Dil Se makes you wonder if you haven't seen it all before. Particularly the bit where Preity tells Shah Rukh about a man in her past while he makes tea harks back to a scene in Roja when Arvind Swamy is told by the woman he is about to get engaged that she loves someone else.
Dil Se has an excellent technical team with great visuals by Santosh Sivan, smart editing by Suresh Urs, spectacular choreography by Farah Khan. The locations -- Sikkim and Ladakh --are a treat. But Mani Ratnam's script is weak. You aren't even told where in the North-East the film is based; it's left to you to figure out as the film gathers pace.
And, naturally, being politically correct to a fault, the organisation the terrorist belongs to is not named. But, oddly, even the reason they want to blow up the President is not explained.
Preity Zinta does well in her short appearance. Strong cameos from Raghuvir Yadav, Mita Vashist, Zohra Sehgal and others prop the film at crucial spots.

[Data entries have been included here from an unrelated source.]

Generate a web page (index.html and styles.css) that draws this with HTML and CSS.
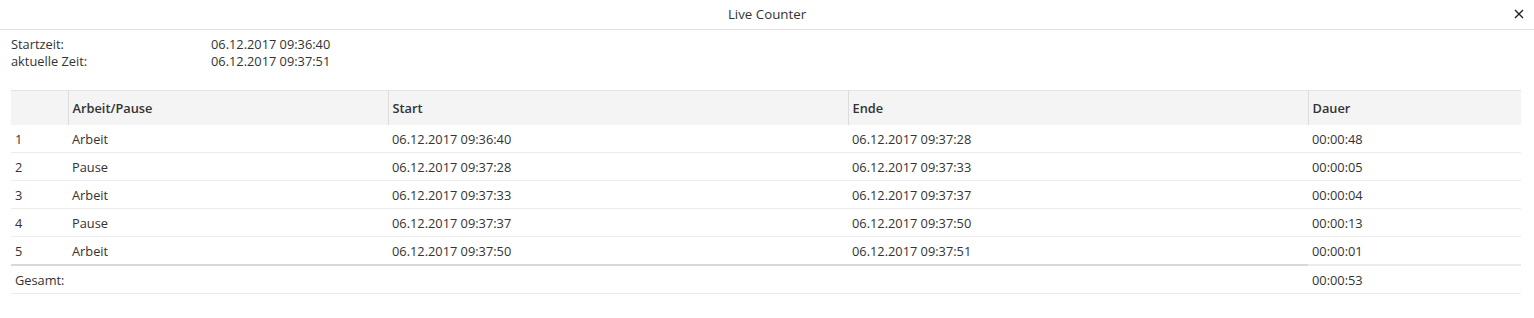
FILE: index.html
```html
<!DOCTYPE html>
<html lang="de">
<head>
    <meta charset="UTF-8">
    <title>Live Counter</title>
    <link rel="stylesheet" href="styles.css">
</head>
<body>

<div class="dialog">
    <div class="dialog-title">
        Live Counter
        <span class="dialog-close">
            <svg width="10" height="10" viewBox="0 0 10 10"><path d="M1 1L9 9M9 1L1 9" stroke="#222" stroke-width="1.4"/></svg>
        </span>
    </div>

    <div class="info">
        <div class="info-label">Startzeit:</div>
        <div class="info-value">06.12.2017 09:36:40</div>
        <div class="info-label">aktuelle Zeit:</div>
        <div class="info-value">06.12.2017 09:37:51</div>
    </div>

    <table class="counter-table">
        <colgroup>
            <col style="width: 57px">
            <col style="width: 320px">
            <col style="width: 460px">
            <col style="width: 460px">
            <col style="width: 213px">
        </colgroup>
        <thead>
            <tr>
                <th></th>
                <th>Arbeit/Pause</th>
                <th>Start</th>
                <th>Ende</th>
                <th>Dauer</th>
            </tr>
        </thead>
        <tbody>
            <tr><td>1</td><td>Arbeit</td><td>06.12.2017 09:36:40</td><td>06.12.2017 09:37:28</td><td>00:00:48</td></tr>
            <tr><td>2</td><td>Pause</td><td>06.12.2017 09:37:28</td><td>06.12.2017 09:37:33</td><td>00:00:05</td></tr>
            <tr><td>3</td><td>Arbeit</td><td>06.12.2017 09:37:33</td><td>06.12.2017 09:37:37</td><td>00:00:04</td></tr>
            <tr><td>4</td><td>Pause</td><td>06.12.2017 09:37:37</td><td>06.12.2017 09:37:50</td><td>00:00:13</td></tr>
            <tr><td>5</td><td>Arbeit</td><td>06.12.2017 09:37:50</td><td>06.12.2017 09:37:51</td><td>00:00:01</td></tr>
        </tbody>
        <tfoot>
            <tr>
                <td colspan="4" class="total-label">Gesamt:</td>
                <td class="total-value">00:00:53</td>
            </tr>
        </tfoot>
    </table>
</div>

</body>
</html>
```

FILE: styles.css
```css
body {
    margin: 0;
    font-family: "Open Sans", "DejaVu Sans", sans-serif;
    font-size: 12.8px;
    color: #333;
    background-color: #fff;
}

.dialog-title {
    position: relative;
    height: 29px;
    line-height: 29px;
    text-align: center;
    font-size: 13.3px;
    color: #333;
    border-bottom: 1px solid #e2e2e2;
}

.dialog-close {
    position: absolute;
    right: 10px;
    top: 9px;
    line-height: 0;
}

.info {
    display: grid;
    grid-template-columns: 200px auto;
    padding: 6px 11px 0;
    line-height: 17px;
}

.counter-table {
    margin: 20px 0 0 11px;
    width: 1510px;
    table-layout: fixed;
    border-collapse: collapse;
}

.counter-table th {
    height: 34px;
    padding: 0 4px;
    text-align: left;
    font-weight: 600;
    background-color: #f4f4f4;
    border-top: 1px solid #e4e4e4;
    border-left: 1px solid #dcdcdc;
}

.counter-table th:first-child {
    border-left: none;
}

.counter-table td {
    height: 27px;
    padding: 0 4px;
    border-bottom: 1px solid #ebebeb;
}

.counter-table tfoot td {
    height: 27px;
}

.counter-table .total-label {
    border-top: 2px solid #d8d8d8;
}

.counter-table .total-value {
    border-top: 2px solid #ececec;
}
```
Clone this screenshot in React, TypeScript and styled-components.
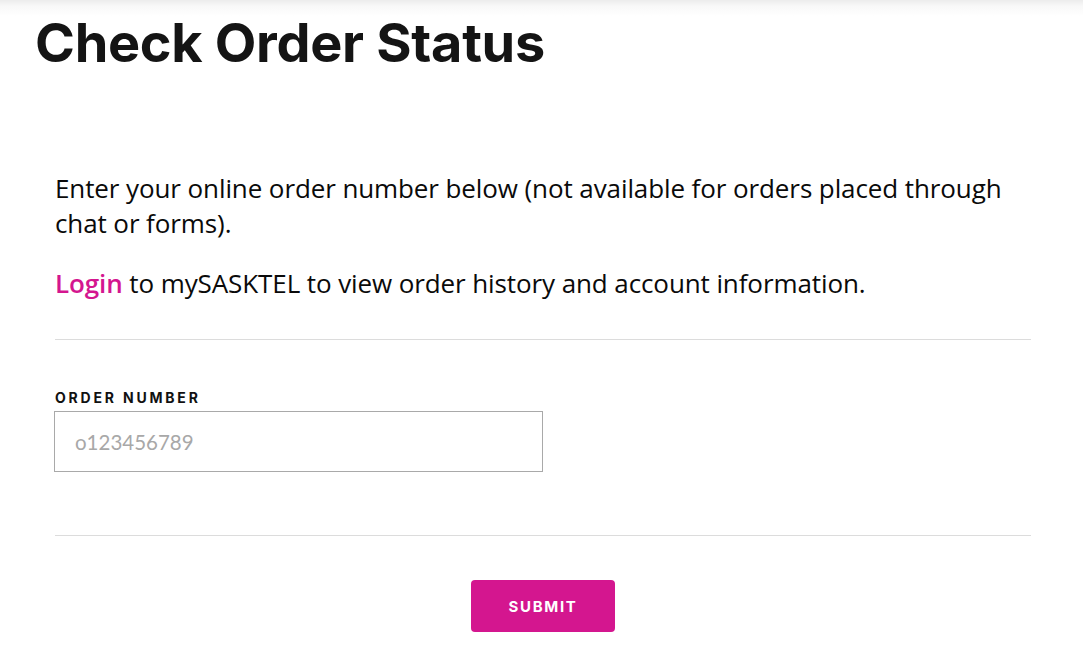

Mani Ratnam may try to create cinema that mixes reality and fantasy. But there are some harsh realities that cannot be dealt with in a one-minute scene, just as ugly facts cannot be made more digestible by a pretty love story. A film like Schindler's List wouldn't work if it had concentrated on the heroic Oskar's love interests, not The Godfather if it wallowed in soft focus.
Mani Ratnam's power lies is in how he portrays relationships, the way he did in Mauna Ragam, Agni Nakshtram or Nayakan. But Dil Se falls far short of a love story that transcends ideologies.